--- start of Recorded information ---
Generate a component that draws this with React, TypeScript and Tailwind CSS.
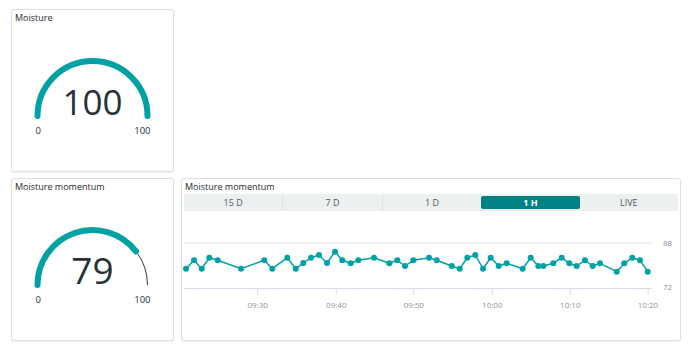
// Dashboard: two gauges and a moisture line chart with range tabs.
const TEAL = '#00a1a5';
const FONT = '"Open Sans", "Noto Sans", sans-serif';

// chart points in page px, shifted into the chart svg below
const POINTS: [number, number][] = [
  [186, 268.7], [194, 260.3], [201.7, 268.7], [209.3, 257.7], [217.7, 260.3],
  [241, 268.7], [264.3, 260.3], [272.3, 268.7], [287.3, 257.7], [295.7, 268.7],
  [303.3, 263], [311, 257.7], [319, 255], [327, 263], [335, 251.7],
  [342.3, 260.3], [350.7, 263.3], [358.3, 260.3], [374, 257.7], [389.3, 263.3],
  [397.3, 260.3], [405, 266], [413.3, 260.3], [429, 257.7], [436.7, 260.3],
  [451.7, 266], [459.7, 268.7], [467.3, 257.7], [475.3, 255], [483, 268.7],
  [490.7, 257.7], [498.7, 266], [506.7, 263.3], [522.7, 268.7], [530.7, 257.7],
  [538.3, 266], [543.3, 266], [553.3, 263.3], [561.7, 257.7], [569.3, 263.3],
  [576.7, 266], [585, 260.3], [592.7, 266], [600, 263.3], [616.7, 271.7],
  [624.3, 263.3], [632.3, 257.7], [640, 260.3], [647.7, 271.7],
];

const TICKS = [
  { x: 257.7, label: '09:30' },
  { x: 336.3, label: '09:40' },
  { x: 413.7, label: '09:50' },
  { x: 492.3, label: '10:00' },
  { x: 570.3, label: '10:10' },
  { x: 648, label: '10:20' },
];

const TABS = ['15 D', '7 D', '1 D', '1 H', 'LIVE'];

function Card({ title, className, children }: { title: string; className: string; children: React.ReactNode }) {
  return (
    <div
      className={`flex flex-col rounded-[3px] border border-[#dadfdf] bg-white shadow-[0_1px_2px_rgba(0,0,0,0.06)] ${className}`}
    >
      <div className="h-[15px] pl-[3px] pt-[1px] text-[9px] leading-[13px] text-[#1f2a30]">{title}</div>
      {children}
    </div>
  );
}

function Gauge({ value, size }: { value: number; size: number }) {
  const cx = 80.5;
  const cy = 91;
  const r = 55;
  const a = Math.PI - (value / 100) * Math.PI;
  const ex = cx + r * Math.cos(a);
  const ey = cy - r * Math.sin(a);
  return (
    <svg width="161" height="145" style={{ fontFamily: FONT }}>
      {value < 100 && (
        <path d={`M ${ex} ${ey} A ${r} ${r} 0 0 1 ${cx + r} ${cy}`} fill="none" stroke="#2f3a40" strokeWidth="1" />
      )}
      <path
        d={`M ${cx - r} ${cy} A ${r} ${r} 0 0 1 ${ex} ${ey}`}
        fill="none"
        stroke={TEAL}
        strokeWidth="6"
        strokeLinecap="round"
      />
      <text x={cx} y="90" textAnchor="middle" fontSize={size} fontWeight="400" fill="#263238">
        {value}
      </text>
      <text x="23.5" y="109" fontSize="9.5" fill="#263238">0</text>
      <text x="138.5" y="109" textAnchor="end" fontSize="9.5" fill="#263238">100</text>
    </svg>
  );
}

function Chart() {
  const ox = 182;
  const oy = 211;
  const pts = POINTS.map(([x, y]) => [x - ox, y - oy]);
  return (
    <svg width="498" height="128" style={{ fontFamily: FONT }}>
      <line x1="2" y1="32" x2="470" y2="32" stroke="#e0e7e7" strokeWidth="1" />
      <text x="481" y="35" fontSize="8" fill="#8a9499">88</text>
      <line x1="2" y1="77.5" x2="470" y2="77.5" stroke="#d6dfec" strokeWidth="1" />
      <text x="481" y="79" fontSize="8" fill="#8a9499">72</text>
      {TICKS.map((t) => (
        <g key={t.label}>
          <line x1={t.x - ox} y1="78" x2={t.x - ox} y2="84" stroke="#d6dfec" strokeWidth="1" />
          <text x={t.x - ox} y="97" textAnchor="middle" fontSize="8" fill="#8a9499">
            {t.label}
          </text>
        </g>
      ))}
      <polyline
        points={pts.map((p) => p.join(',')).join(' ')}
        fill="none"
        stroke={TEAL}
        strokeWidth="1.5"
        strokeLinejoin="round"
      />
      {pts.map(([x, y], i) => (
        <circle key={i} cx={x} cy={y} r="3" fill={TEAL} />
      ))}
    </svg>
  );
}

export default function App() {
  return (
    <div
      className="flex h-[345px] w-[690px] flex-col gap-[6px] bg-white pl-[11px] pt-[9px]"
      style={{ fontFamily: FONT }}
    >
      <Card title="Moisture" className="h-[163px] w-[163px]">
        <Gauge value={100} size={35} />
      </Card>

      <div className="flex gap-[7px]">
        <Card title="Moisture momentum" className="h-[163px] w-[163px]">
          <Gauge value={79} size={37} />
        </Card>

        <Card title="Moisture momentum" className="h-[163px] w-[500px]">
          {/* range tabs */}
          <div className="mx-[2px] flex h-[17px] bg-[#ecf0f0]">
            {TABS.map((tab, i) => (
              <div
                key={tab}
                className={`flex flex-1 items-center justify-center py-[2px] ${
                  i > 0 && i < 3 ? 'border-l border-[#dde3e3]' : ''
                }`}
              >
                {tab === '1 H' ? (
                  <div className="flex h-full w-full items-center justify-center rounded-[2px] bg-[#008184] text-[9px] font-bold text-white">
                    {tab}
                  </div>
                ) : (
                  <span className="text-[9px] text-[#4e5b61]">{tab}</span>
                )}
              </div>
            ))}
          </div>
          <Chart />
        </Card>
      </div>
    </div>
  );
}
--- end of Recorded information ---
▶ Stated exercise: Would you set down the listing exactly, omitting pictures?

▶ Full output:
Generate a component that draws this with React, TypeScript and Tailwind CSS.
// Dashboard: two gauges and a moisture line chart with range tabs.
const TEAL = '#00a1a5';
const FONT = '"Open Sans", "Noto Sans", sans-serif';

// chart points in page px, shifted into the chart svg below
const POINTS: [number, number][] = [
  [186, 268.7], [194, 260.3], [201.7, 268.7], [209.3, 257.7], [217.7, 260.3],
  [241, 268.7], [264.3, 260.3], [272.3, 268.7], [287.3, 257.7], [295.7, 268.7],
  [303.3, 263], [311, 257.7], [319, 255], [327, 263], [335, 251.7],
  [342.3, 260.3], [350.7, 263.3], [358.3, 260.3], [374, 257.7], [389.3, 263.3],
  [397.3, 260.3], [405, 266], [413.3, 260.3], [429, 257.7], [436.7, 260.3],
  [451.7, 266], [459.7, 268.7], [467.3, 257.7], [475.3, 255], [483, 268.7],
  [490.7, 257.7], [498.7, 266], [506.7, 263.3], [522.7, 268.7], [530.7, 257.7],
  [538.3, 266], [543.3, 266], [553.3, 263.3], [561.7, 257.7], [569.3, 263.3],
  [576.7, 266], [585, 260.3], [592.7, 266], [600, 263.3], [616.7, 271.7],
  [624.3, 263.3], [632.3, 257.7], [640, 260.3], [647.7, 271.7],
];

const TICKS = [
  { x: 257.7, label: '09:30' },
  { x: 336.3, label: '09:40' },
  { x: 413.7, label: '09:50' },
  { x: 492.3, label: '10:00' },
  { x: 570.3, label: '10:10' },
  { x: 648, label: '10:20' },
];

const TABS = ['15 D', '7 D', '1 D', '1 H', 'LIVE'];

function Card({ title, className, children }: { title: string; className: string; children: React.ReactNode }) {
  return (
    <div
      className={`flex flex-col rounded-[3px] border border-[#dadfdf] bg-white shadow-[0_1px_2px_rgba(0,0,0,0.06)] ${className}`}
    >
      <div className="h-[15px] pl-[3px] pt-[1px] text-[9px] leading-[13px] text-[#1f2a30]">{title}</div>
      {children}
    </div>
  );
}

function Gauge({ value, size }: { value: number; size: number }) {
  const cx = 80.5;
  const cy = 91;
  const r = 55;
  const a = Math.PI - (value / 100) * Math.PI;
  const ex = cx + r * Math.cos(a);
  const ey = cy - r * Math.sin(a);
  return (
    <svg width="161" height="145" style={{ fontFamily: FONT }}>
      {value < 100 && (
        <path d={`M ${ex} ${ey} A ${r} ${r} 0 0 1 ${cx + r} ${cy}`} fill="none" stroke="#2f3a40" strokeWidth="1" />
      )}
      <path
        d={`M ${cx - r} ${cy} A ${r} ${r} 0 0 1 ${ex} ${ey}`}
        fill="none"
        stroke={TEAL}
        strokeWidth="6"
        strokeLinecap="round"
      />
      <text x={cx} y="90" textAnchor="middle" fontSize={size} fontWeight="400" fill="#263238">
        {value}
      </text>
      <text x="23.5" y="109" fontSize="9.5" fill="#263238">0</text>
      <text x="138.5" y="109" textAnchor="end" fontSize="9.5" fill="#263238">100</text>
    </svg>
  );
}

function Chart() {
  const ox = 182;
  const oy = 211;
  const pts = POINTS.map(([x, y]) => [x - ox, y - oy]);
  return (
    <svg width="498" height="128" style={{ fontFamily: FONT }}>
      <line x1="2" y1="32" x2="470" y2="32" stroke="#e0e7e7" strokeWidth="1" />
      <text x="481" y="35" fontSize="8" fill="#8a9499">88</text>
      <line x1="2" y1="77.5" x2="470" y2="77.5" stroke="#d6dfec" strokeWidth="1" />
      <text x="481" y="79" fontSize="8" fill="#8a9499">72</text>
      {TICKS.map((t) => (
        <g key={t.label}>
          <line x1={t.x - ox} y1="78" x2={t.x - ox} y2="84" stroke="#d6dfec" strokeWidth="1" />
          <text x={t.x - ox} y="97" textAnchor="middle" fontSize="8" fill="#8a9499">
            {t.label}
          </text>
        </g>
      ))}
      <polyline
        points={pts.map((p) => p.join(',')).join(' ')}
        fill="none"
        stroke={TEAL}
        strokeWidth="1.5"
        strokeLinejoin="round"
      />
      {pts.map(([x, y], i) => (
        <circle key={i} cx={x} cy={y} r="3" fill={TEAL} />
      ))}
    </svg>
  );
}

export default function App() {
  return (
    <div
      className="flex h-[345px] w-[690px] flex-col gap-[6px] bg-white pl-[11px] pt-[9px]"
      style={{ fontFamily: FONT }}
    >
      <Card title="Moisture" className="h-[163px] w-[163px]">
        <Gauge value={100} size={35} />
      </Card>

      <div className="flex gap-[7px]">
        <Card title="Moisture momentum" className="h-[163px] w-[163px]">
          <Gauge value={79} size={37} />
        </Card>

        <Card title="Moisture momentum" className="h-[163px] w-[500px]">
          {/* range tabs */}
          <div className="mx-[2px] flex h-[17px] bg-[#ecf0f0]">
            {TABS.map((tab, i) => (
              <div
                key={tab}
                className={`flex flex-1 items-center justify-center py-[2px] ${
                  i > 0 && i < 3 ? 'border-l border-[#dde3e3]' : ''
                }`}
              >
                {tab === '1 H' ? (
                  <div className="flex h-full w-full items-center justify-center rounded-[2px] bg-[#008184] text-[9px] font-bold text-white">
                    {tab}
                  </div>
                ) : (
                  <span className="text-[9px] text-[#4e5b61]">{tab}</span>
                )}
              </div>
            ))}
          </div>
          <Chart />
        </Card>
      </div>
    </div>
  );
}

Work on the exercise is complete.